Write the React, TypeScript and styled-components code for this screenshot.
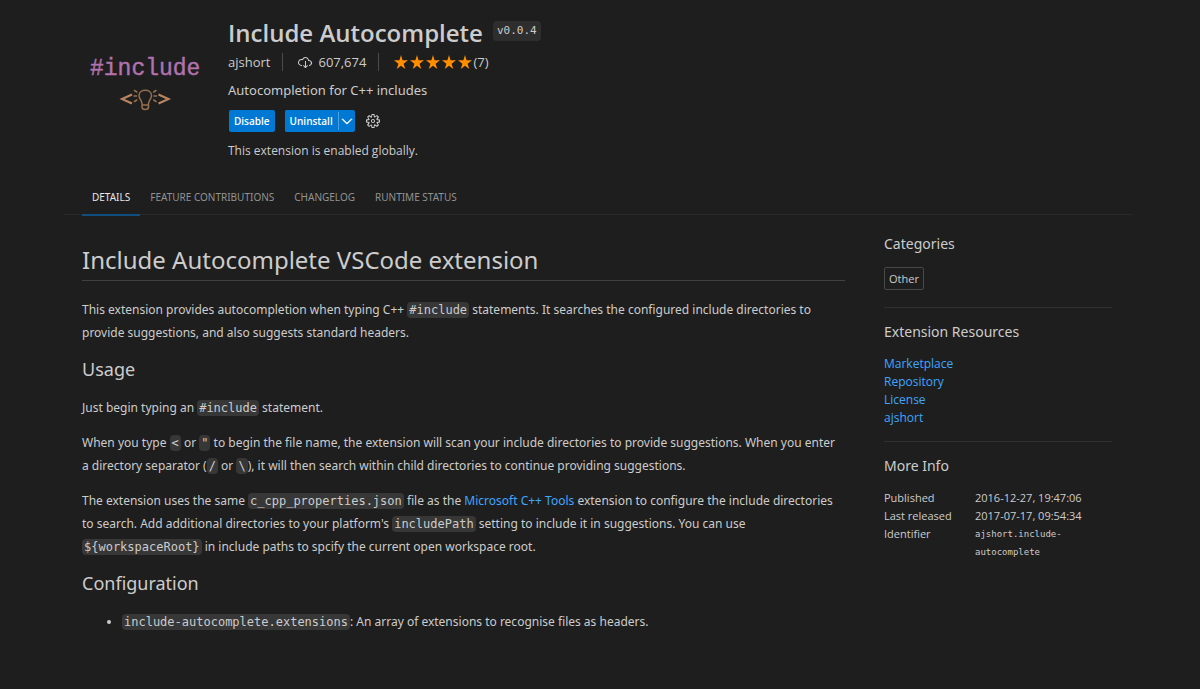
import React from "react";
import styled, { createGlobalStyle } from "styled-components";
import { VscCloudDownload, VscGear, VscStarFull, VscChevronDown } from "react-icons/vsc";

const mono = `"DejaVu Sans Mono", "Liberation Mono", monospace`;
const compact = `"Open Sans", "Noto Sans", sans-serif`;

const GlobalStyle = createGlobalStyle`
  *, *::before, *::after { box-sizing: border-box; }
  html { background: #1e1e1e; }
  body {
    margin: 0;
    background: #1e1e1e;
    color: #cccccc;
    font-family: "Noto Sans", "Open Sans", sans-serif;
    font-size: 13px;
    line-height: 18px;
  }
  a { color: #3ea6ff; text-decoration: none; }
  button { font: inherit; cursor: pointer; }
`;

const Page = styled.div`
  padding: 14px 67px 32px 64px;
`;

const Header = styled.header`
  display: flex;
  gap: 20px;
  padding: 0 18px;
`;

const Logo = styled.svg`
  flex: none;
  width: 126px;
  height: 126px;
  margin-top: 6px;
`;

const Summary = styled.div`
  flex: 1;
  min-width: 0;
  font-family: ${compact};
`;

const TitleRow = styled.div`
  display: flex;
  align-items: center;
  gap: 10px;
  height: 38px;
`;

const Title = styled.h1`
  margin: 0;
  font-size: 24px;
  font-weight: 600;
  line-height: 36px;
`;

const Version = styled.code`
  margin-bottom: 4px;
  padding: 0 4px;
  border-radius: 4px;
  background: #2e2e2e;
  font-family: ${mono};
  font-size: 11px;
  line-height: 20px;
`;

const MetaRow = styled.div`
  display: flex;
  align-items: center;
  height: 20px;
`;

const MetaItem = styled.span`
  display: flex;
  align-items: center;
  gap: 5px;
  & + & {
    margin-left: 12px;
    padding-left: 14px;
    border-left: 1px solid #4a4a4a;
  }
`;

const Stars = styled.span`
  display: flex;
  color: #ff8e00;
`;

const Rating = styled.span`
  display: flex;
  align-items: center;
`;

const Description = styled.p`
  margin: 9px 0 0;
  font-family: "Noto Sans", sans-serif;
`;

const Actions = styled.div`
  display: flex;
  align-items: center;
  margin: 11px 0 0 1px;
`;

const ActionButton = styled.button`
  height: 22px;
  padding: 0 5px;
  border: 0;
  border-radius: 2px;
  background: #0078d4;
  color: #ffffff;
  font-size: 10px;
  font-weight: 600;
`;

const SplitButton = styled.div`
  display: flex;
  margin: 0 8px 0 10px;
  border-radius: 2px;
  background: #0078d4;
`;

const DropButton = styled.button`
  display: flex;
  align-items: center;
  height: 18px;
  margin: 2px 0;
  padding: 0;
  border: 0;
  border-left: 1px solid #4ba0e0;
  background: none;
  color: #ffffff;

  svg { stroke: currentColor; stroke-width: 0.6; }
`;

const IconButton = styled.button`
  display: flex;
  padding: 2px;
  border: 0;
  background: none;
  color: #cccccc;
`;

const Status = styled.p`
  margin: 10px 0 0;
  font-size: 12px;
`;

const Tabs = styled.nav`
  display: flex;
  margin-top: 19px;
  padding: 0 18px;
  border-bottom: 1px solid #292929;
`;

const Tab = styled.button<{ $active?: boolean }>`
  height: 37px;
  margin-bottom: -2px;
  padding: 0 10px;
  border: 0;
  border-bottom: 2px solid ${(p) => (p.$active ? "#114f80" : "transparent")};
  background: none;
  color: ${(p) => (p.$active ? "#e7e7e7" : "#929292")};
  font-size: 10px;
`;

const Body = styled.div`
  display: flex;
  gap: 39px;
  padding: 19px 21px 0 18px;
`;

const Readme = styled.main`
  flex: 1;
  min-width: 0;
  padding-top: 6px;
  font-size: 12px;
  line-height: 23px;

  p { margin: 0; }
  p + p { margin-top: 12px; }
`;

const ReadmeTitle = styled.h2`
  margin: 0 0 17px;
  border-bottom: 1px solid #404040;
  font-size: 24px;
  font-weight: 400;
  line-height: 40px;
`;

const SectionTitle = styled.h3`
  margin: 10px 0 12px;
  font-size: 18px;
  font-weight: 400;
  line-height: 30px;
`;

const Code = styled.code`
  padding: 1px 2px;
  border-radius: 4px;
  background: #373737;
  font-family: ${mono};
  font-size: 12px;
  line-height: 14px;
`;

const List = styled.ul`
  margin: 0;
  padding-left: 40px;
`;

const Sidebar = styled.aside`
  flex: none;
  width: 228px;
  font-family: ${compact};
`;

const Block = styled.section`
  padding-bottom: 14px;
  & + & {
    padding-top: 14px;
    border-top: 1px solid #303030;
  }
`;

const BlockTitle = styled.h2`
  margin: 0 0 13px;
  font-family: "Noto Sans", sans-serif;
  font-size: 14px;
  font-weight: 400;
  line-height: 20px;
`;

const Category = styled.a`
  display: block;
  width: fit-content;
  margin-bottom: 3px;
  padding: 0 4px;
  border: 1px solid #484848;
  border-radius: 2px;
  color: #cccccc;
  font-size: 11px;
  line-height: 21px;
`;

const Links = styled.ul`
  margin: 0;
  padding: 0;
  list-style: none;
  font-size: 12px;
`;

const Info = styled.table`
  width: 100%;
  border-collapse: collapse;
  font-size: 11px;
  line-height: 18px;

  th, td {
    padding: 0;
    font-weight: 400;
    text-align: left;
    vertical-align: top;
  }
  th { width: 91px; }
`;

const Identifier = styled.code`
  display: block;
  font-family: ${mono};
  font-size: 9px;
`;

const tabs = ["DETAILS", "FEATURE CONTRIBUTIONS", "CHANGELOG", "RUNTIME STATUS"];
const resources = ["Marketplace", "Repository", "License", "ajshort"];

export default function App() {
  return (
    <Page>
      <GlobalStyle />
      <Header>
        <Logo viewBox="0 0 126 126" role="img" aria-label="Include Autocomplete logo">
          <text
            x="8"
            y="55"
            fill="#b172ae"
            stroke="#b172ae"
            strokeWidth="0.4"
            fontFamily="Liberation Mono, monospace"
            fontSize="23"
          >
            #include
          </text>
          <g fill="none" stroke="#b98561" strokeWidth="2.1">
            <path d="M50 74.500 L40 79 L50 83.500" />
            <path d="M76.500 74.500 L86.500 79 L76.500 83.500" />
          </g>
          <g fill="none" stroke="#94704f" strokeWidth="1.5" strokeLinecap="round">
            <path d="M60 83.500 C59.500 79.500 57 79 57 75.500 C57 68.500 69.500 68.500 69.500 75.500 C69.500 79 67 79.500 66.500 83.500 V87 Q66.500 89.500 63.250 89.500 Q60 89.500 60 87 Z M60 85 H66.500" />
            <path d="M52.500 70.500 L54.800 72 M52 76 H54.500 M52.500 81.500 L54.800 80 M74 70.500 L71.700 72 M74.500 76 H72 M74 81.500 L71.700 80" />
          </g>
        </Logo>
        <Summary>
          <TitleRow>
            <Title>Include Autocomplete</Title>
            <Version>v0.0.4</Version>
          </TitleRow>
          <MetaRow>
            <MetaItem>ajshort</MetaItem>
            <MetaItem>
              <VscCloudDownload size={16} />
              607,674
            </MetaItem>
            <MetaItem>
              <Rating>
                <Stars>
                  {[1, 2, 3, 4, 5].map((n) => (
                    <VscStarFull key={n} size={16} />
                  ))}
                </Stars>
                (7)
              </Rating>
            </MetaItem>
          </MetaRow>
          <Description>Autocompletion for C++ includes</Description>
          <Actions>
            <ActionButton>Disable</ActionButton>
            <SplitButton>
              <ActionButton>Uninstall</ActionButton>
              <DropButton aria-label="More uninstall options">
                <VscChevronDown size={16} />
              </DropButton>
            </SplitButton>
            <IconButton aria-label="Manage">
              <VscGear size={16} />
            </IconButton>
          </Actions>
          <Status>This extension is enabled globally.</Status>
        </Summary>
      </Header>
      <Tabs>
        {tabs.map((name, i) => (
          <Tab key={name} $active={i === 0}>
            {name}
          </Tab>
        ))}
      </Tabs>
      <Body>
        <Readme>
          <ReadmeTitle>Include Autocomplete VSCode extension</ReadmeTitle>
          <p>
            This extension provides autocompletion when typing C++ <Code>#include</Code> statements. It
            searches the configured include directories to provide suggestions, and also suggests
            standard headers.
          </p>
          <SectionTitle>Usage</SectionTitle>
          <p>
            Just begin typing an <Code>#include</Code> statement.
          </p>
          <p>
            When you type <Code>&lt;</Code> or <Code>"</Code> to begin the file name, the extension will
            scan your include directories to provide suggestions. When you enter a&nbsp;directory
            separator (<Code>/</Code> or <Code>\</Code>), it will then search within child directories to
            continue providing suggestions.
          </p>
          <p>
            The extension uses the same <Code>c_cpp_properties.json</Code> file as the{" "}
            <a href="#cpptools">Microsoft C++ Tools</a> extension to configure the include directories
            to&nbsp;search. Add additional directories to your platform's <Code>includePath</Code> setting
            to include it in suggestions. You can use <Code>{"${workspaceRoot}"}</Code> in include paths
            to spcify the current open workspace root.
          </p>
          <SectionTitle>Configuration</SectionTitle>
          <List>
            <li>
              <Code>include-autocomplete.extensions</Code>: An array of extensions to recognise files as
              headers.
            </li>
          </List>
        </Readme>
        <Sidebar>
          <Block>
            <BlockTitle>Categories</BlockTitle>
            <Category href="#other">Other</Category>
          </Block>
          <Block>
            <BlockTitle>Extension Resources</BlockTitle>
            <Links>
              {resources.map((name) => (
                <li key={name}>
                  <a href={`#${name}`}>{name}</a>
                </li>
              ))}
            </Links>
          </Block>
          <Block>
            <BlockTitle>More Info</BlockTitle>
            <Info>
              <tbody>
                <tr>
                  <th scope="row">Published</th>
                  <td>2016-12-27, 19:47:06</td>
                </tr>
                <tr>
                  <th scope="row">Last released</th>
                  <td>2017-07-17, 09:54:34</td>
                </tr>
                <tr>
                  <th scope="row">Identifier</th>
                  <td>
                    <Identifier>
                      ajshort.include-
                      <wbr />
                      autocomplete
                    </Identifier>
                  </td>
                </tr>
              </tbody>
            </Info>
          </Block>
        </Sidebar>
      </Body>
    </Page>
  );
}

Exercise instructions -> Only the lines from the top of the data through the line with "VscGear, VscStarFull, VscChevronDown" should be quoted, exactly and with both ends kept; skip the pictures.

Worked solution ->
Write the React, TypeScript and styled-components code for this screenshot.
import React from "react";
import styled, { createGlobalStyle } from "styled-components";
import { VscCloudDownload, VscGear, VscStarFull, VscChevronDown } from "react-icons/vsc";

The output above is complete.